Institute for Legal, Legislative and Educational Action
Amid a growing national drive in some 20 states to provide “gun sanctuaries” in areas where calls are increasing for new controls, gun policy has become the second most “extremely important” issue in the 2020 elections.
In the latest Gallup survey, gun policy is tied at 34% with terrorism and national security as the second issue voters call “extremely important.” Healthcare barely edges gun control out as No. 1, with 35% calling it “extremely important."
Driven by Democrats and their apparent opposition to further gun control rules, the issue also ranks fifth as the one voters consider “extremely important, very important.” Gallup found a 20-point gap between Democrats and Republicans who consider guns a top issue.
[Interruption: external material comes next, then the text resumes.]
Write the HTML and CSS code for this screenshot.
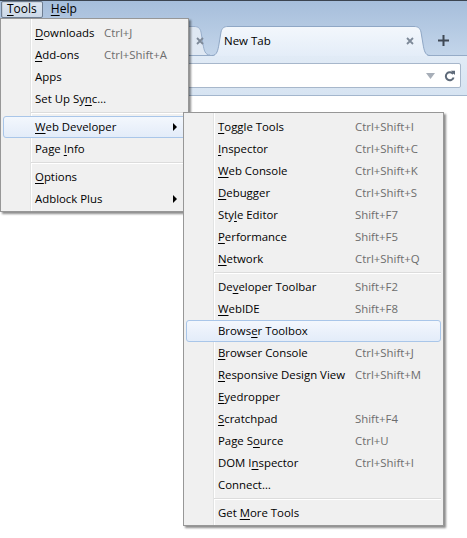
FILE: index.html
```html
<!DOCTYPE html>
<html>
<head>
<meta charset="utf-8">
<title>Tools menu</title>
<link rel="stylesheet" href="styles.css">
</head>
<body>
<div class="window">
  <div class="titlebar">
    <div class="menubar">
      <span class="mb-item mb-open"><u>T</u>ools</span>
      <span class="mb-item"><u>H</u>elp</span>
    </div>
    <div class="tabstrip">
      <div class="tab tab-bg">
        <svg class="tab-shape" width="230" height="29" viewBox="0 0 230 29">
          <path d="M0,29 L0,0.5 L208,0.5 C212,0.5 214,2 215,6 L217,18 C218,24 219,29 224,29 Z" fill="#dfe8f3"/>
          <path d="M0,0.5 L208,0.5 C212,0.5 214,2 215,6 L217,18 C218,24 219,29 224,29" fill="none" stroke="#98aecb"/>
        </svg>
        <span class="tab-title"></span>
        <svg class="tab-close" width="8" height="8" viewBox="0 0 8 8"><path d="M1,1 L7,7 M7,1 L1,7" stroke="#7d8998" stroke-width="1.8"/></svg>
      </div>
      <div class="tab tab-sel">
        <svg class="tab-shape" width="218" height="30" viewBox="0 0 218 30">
          <defs>
            <linearGradient id="tg" x1="0" y1="0" x2="0" y2="1">
              <stop offset="0" stop-color="#f3f7fc"/>
              <stop offset="1" stop-color="#e4edf8"/>
            </linearGradient>
          </defs>
          <path d="M0,30 C5,30 6,24 7,18 L9,6 C10,2 12,0.5 16,0.5 L202,0.5 C206,0.5 208,2 209,6 L211,18 C212,24 213,30 218,30 Z" fill="url(#tg)"/>
          <path d="M0,29.5 C5,29.5 6,24 7,18 L9,6 C10,2 12,0.5 16,0.5 L202,0.5 C206,0.5 208,2 209,6 L211,18 C212,24 213,29.5 218,29.5" fill="none" stroke="#8fa7c5"/>
        </svg>
        <span class="tab-title">New Tab</span>
        <svg class="tab-close" width="8" height="8" viewBox="0 0 8 8"><path d="M1,1 L7,7 M7,1 L1,7" stroke="#7d8998" stroke-width="1.8"/></svg>
      </div>
      <div class="newtab">
        <svg width="11" height="11" viewBox="0 0 11 11"><path d="M5.5,0 V11 M0,5.5 H11" stroke="#3f4854" stroke-width="2"/></svg>
      </div>
    </div>
  </div>
  <div class="navbar">
    <div class="urlbar">
      <svg class="dropmarker" width="9" height="6" viewBox="0 0 9 6"><path d="M0,0 H9 L4.5,6 Z" fill="#a7aeb8"/></svg>
      <svg class="reload" width="12" height="12" viewBox="0 0 12 12">
        <path d="M9.2,4 A4,4 0 1 0 9.6,7.5" fill="none" stroke="#5d6978" stroke-width="2"/>
        <path d="M6.8,0.8 L11,0.8 L11,5 Z" fill="#5d6978"/>
      </svg>
    </div>
  </div>
  <div class="content"></div>
</div>

<div class="menu menu-main">
  <div class="mi"><span class="lbl"><u>D</u>ownloads</span><span class="key">Ctrl+J</span></div>
  <div class="mi"><span class="lbl"><u>A</u>dd-ons</span><span class="key">Ctrl+Shift+A</span></div>
  <div class="mi"><span class="lbl">Apps</span></div>
  <div class="mi"><span class="lbl">Set Up Sy<u>n</u>c…</span></div>
  <div class="msep"></div>
  <div class="mi hl"><span class="lbl"><u>W</u>eb Developer</span><span class="arrow"></span></div>
  <div class="mi"><span class="lbl">Page <u>I</u>nfo</span></div>
  <div class="msep"></div>
  <div class="mi"><span class="lbl"><u>O</u>ptions</span></div>
  <div class="mi"><span class="lbl">Adblock Plus</span><span class="arrow"></span></div>
</div>

<div class="menu menu-sub">
  <div class="mi"><span class="lbl"><u>T</u>oggle Tools</span><span class="key">Ctrl+Shift+I</span></div>
  <div class="mi"><span class="lbl"><u>I</u>nspector</span><span class="key">Ctrl+Shift+C</span></div>
  <div class="mi"><span class="lbl"><u>W</u>eb Console</span><span class="key">Ctrl+Shift+K</span></div>
  <div class="mi"><span class="lbl"><u>D</u>ebugger</span><span class="key">Ctrl+Shift+S</span></div>
  <div class="mi"><span class="lbl">Sty<u>l</u>e Editor</span><span class="key">Shift+F7</span></div>
  <div class="mi"><span class="lbl"><u>P</u>erformance</span><span class="key">Shift+F5</span></div>
  <div class="mi"><span class="lbl"><u>N</u>etwork</span><span class="key">Ctrl+Shift+Q</span></div>
  <div class="msep"></div>
  <div class="mi"><span class="lbl">De<u>v</u>eloper Toolbar</span><span class="key">Shift+F2</span></div>
  <div class="mi"><span class="lbl"><u>W</u>ebIDE</span><span class="key">Shift+F8</span></div>
  <div class="mi hl"><span class="lbl">Brows<u>e</u>r Toolbox</span></div>
  <div class="mi"><span class="lbl"><u>B</u>rowser Console</span><span class="key">Ctrl+Shift+J</span></div>
  <div class="mi"><span class="lbl"><u>R</u>esponsive Design View</span><span class="key">Ctrl+Shift+M</span></div>
  <div class="mi"><span class="lbl"><u>E</u>yedropper</span></div>
  <div class="mi"><span class="lbl"><u>S</u>cratchpad</span><span class="key">Shift+F4</span></div>
  <div class="mi"><span class="lbl">Page S<u>o</u>urce</span><span class="key">Ctrl+U</span></div>
  <div class="mi"><span class="lbl">DOM I<u>n</u>spector</span><span class="key">Ctrl+Shift+I</span></div>
  <div class="mi"><span class="lbl">Connect…</span></div>
  <div class="msep"></div>
  <div class="mi"><span class="lbl">Get <u>M</u>ore Tools</span></div>
</div>
</body>
</html>
```

FILE: styles.css
```css
* { box-sizing: border-box; }
html, body { margin: 0; padding: 0; }
body {
  width: 467px;
  height: 538px;
  overflow: hidden;
  position: relative;
  background: #fff;
  font-family: "Open Sans", "Segoe UI", "Noto Sans", sans-serif;
  font-size: 11.4px;
  color: #000;
}
u { text-decoration: underline; text-underline-offset: 2px; }

.window {
  display: flex;
  flex-direction: column;
  height: 538px;
  border-top: 1px solid #3b4450;
}

.titlebar {
  display: flex;
  flex-direction: column;
  background: linear-gradient(#a6bedb, #c3d5ea);
}

.menubar {
  height: 17px;
  display: flex;
  gap: 2px;
  padding-left: 1px;
}
.mb-item {
  padding: 0 5px;
  border: 1px solid transparent;
  border-radius: 2px;
  line-height: 14px;
  font-size: 12px;
}
.mb-open {
  border-color: #6e7e92;
  background: linear-gradient(#dfe7f1, #cbd8e7);
  box-shadow: inset 1px 1px 0 rgba(0, 0, 0, 0.08);
}

.tabstrip {
  display: flex;
  align-items: flex-end;
  padding-top: 8px;
}
.tab {
  position: relative;
  display: flex;
  align-items: center;
  flex: none;
}
.tab-shape {
  position: absolute;
  left: 0;
  top: 0;
}
.tab-title, .tab-close { position: relative; }
.tab-bg {
  width: 230px;
  height: 29px;
  margin-left: -14px;
}
.tab-bg .tab-title { flex: 1; }
.tab-bg .tab-close { margin-right: 12px; }
.tab-sel {
  width: 218px;
  height: 30px;
  margin-left: -4px;
  margin-bottom: -1px;
  z-index: 1;
}
.tab-sel .tab-title {
  flex: 1;
  padding-left: 12px;
  padding-bottom: 1px;
  font-size: 11.5px;
}
.tab-sel .tab-close { margin-right: 16px; }
.newtab {
  width: 26px;
  height: 29px;
  display: flex;
  align-items: center;
  justify-content: center;
}

.navbar {
  border-top: 1px solid #95abc7;
  border-bottom: 1px solid #a3b6cd;
  background: linear-gradient(#e1ebf6, #d7e4f2);
  padding: 7px 6px 7px 6px;
  display: flex;
  justify-content: flex-end;
}
.urlbar {
  width: 100%;
  height: 25px;
  background: #fff;
  border: 1px solid #a7b7cb;
  border-radius: 2px;
  display: flex;
  align-items: center;
  justify-content: flex-end;
  gap: 9px;
  padding-right: 4px;
}
.content { flex: 1; background: #fff; }

/* Menus (overlay) */
.menu {
  position: absolute;
  border: 1px solid #979797;
  padding: 3px 2px 1px 2px;
  background-color: #f0f0f0;
  background-image: linear-gradient(to right, transparent 29px, #e2e3e3 29px, #e2e3e3 30px, #ffffff 30px, #ffffff 31px, transparent 31px);
  background-repeat: no-repeat;
  box-shadow: 2px 2px 2px rgba(0, 0, 0, 0.45);
}
.menu-main { left: 0; top: 18px; width: 189px; --lw: 69px; }
.menu-sub { left: 183px; top: 112px; width: 261px; --lw: 137px; }

.mi {
  height: 22px;
  display: flex;
  align-items: center;
  border: 1px solid transparent;
  border-radius: 3px;
  padding-left: 31px;
  padding-right: 8px;
  padding-bottom: 2px;
  white-space: nowrap;
}
.mi.hl {
  border-color: #a9c6e9;
  background: linear-gradient(#f3f7fd, #e3ecf9);
}
.lbl { flex: none; width: var(--lw); }
.key { color: #6d6d6d; }
.arrow {
  margin-left: auto;
  margin-top: 2px;
  width: 0;
  height: 0;
  border-left: 4px solid #000;
  border-top: 4px solid transparent;
  border-bottom: 4px solid transparent;
}
.msep {
  height: 6px;
  margin-left: 28px;
  background: linear-gradient(transparent 2px, #dcdcdc 2px, #dcdcdc 3px, #ffffff 3px, #ffffff 4px, transparent 4px);
}
```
Gun policy was similarly important in the 2018 elections, but has ranked extremely low in Gallup surveys when Americans are asked to name the “most important problem.”
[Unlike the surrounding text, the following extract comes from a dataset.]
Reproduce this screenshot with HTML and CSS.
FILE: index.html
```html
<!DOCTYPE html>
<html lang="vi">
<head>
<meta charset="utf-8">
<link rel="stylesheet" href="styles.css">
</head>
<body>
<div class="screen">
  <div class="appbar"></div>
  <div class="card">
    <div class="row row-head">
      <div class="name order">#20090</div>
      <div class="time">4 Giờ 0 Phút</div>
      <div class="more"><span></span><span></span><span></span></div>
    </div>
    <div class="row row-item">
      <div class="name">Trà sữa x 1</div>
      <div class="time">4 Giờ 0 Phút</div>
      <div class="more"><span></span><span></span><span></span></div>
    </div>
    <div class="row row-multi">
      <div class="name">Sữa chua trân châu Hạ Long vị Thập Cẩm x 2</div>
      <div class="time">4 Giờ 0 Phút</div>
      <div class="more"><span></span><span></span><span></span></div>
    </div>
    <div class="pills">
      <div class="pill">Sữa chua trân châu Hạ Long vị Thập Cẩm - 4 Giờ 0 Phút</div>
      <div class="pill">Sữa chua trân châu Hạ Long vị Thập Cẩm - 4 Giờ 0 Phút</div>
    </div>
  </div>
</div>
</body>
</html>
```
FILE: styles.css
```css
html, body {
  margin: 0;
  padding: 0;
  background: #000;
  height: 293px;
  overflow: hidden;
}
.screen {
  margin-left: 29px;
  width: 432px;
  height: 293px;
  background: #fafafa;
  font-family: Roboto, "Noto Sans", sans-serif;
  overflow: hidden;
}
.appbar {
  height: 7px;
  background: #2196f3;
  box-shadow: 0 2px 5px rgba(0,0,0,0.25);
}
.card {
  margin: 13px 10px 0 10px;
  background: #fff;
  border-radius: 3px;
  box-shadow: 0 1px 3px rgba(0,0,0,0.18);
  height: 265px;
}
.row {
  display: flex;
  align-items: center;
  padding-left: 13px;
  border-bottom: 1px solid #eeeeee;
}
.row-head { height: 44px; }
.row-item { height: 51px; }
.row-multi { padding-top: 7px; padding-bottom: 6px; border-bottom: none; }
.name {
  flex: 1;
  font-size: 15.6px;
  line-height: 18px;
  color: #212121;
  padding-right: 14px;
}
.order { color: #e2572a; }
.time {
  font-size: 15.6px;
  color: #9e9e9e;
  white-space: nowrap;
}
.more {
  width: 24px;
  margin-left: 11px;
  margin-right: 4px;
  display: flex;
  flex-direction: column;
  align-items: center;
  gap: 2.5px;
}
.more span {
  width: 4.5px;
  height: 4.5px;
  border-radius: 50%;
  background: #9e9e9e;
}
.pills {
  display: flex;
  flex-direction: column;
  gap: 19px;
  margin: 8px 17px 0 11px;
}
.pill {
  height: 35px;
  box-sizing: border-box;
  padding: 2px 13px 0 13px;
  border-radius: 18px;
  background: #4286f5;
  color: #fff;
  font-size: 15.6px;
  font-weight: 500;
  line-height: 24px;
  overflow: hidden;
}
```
While guns and gun policy can fall away as key talking points in presidential elections, this year may prove different because pro- and anti-gun forces are fighting in several states and because all the Democratic presidential candidates are favoring different gun bans and controls. That is similar to 2016 when Hillary Clinton endorsed a gun ban, and President Trump was endorsed by the National Rifle Association.
Virginia, home to the NRA, has become the focus in the fight now that the state government is in Democratic hands. Several new members to the state legislature were voted on a position of imposing gun control, and the state Senate took steps Monday to curb Second Amendment freedoms.